-- TO DO --
Without the pictures, repeat the listing character for character.
──────────────────────────────
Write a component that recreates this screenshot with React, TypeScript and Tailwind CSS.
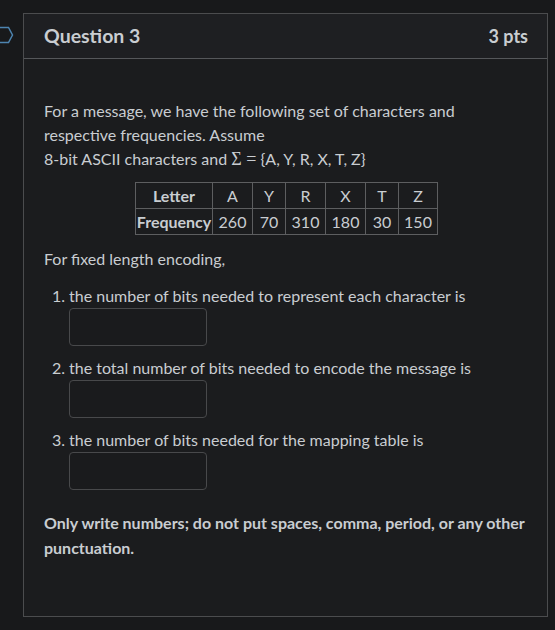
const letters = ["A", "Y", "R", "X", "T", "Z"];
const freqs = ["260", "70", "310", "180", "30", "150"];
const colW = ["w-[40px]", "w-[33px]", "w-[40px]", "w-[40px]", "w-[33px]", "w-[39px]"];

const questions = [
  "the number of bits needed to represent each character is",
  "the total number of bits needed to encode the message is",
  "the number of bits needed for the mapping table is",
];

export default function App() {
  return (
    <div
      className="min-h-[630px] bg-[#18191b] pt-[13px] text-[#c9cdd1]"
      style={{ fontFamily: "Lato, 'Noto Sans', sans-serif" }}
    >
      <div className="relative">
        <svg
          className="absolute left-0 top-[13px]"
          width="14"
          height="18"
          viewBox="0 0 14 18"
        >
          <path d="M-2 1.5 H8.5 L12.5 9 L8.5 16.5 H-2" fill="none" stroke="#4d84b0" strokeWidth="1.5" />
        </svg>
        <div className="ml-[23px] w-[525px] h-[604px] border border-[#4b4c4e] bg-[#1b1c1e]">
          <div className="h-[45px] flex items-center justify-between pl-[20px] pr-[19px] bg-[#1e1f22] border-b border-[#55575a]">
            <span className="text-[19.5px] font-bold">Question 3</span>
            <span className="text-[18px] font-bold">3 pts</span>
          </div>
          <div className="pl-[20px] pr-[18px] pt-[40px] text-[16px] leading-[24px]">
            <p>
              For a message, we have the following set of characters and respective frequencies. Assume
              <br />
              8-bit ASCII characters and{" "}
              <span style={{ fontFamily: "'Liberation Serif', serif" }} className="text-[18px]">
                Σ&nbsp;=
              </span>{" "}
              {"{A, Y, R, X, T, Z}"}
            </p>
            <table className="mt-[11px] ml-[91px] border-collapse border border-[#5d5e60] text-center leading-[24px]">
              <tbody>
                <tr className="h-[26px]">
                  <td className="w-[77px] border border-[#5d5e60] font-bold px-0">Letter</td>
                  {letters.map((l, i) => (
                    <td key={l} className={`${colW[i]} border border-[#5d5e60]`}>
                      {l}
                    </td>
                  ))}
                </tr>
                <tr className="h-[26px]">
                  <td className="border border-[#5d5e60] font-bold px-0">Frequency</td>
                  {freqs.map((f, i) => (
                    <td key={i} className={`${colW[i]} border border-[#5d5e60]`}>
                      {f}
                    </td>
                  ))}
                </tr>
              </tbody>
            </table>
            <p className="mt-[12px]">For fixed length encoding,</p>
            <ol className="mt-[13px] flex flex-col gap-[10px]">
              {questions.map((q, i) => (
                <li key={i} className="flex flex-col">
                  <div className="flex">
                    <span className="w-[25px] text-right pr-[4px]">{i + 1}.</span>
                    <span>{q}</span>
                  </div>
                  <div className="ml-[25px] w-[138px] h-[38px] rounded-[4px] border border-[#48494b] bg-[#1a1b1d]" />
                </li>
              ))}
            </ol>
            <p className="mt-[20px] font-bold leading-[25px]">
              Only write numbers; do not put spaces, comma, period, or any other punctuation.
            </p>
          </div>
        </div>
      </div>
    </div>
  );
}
──────────────────────────────
-- EXERCISE RESPONSE --
Write a component that recreates this screenshot with React, TypeScript and Tailwind CSS.
const letters = ["A", "Y", "R", "X", "T", "Z"];
const freqs = ["260", "70", "310", "180", "30", "150"];
const colW = ["w-[40px]", "w-[33px]", "w-[40px]", "w-[40px]", "w-[33px]", "w-[39px]"];

const questions = [
  "the number of bits needed to represent each character is",
  "the total number of bits needed to encode the message is",
  "the number of bits needed for the mapping table is",
];

export default function App() {
  return (
    <div
      className="min-h-[630px] bg-[#18191b] pt-[13px] text-[#c9cdd1]"
      style={{ fontFamily: "Lato, 'Noto Sans', sans-serif" }}
    >
      <div className="relative">
        <svg
          className="absolute left-0 top-[13px]"
          width="14"
          height="18"
          viewBox="0 0 14 18"
        >
          <path d="M-2 1.5 H8.5 L12.5 9 L8.5 16.5 H-2" fill="none" stroke="#4d84b0" strokeWidth="1.5" />
        </svg>
        <div className="ml-[23px] w-[525px] h-[604px] border border-[#4b4c4e] bg-[#1b1c1e]">
          <div className="h-[45px] flex items-center justify-between pl-[20px] pr-[19px] bg-[#1e1f22] border-b border-[#55575a]">
            <span className="text-[19.5px] font-bold">Question 3</span>
            <span className="text-[18px] font-bold">3 pts</span>
          </div>
          <div className="pl-[20px] pr-[18px] pt-[40px] text-[16px] leading-[24px]">
            <p>
              For a message, we have the following set of characters and respective frequencies. Assume
              <br />
              8-bit ASCII characters and{" "}
              <span style={{ fontFamily: "'Liberation Serif', serif" }} className="text-[18px]">
                Σ&nbsp;=
              </span>{" "}
              {"{A, Y, R, X, T, Z}"}
            </p>
            <table className="mt-[11px] ml-[91px] border-collapse border border-[#5d5e60] text-center leading-[24px]">
              <tbody>
                <tr className="h-[26px]">
                  <td className="w-[77px] border border-[#5d5e60] font-bold px-0">Letter</td>
                  {letters.map((l, i) => (
                    <td key={l} className={`${colW[i]} border border-[#5d5e60]`}>
                      {l}
                    </td>
                  ))}
                </tr>
                <tr className="h-[26px]">
                  <td className="border border-[#5d5e60] font-bold px-0">Frequency</td>
                  {freqs.map((f, i) => (
                    <td key={i} className={`${colW[i]} border border-[#5d5e60]`}>
                      {f}
                    </td>
                  ))}
                </tr>
              </tbody>
            </table>
            <p className="mt-[12px]">For fixed length encoding,</p>
            <ol className="mt-[13px] flex flex-col gap-[10px]">
              {questions.map((q, i) => (
                <li key={i} className="flex flex-col">
                  <div className="flex">
                    <span className="w-[25px] text-right pr-[4px]">{i + 1}.</span>
                    <span>{q}</span>
                  </div>
                  <div className="ml-[25px] w-[138px] h-[38px] rounded-[4px] border border-[#48494b] bg-[#1a1b1d]" />
                </li>
              ))}
            </ol>
            <p className="mt-[20px] font-bold leading-[25px]">
              Only write numbers; do not put spaces, comma, period, or any other punctuation.
            </p>
          </div>
        </div>
      </div>
    </div>
  );
}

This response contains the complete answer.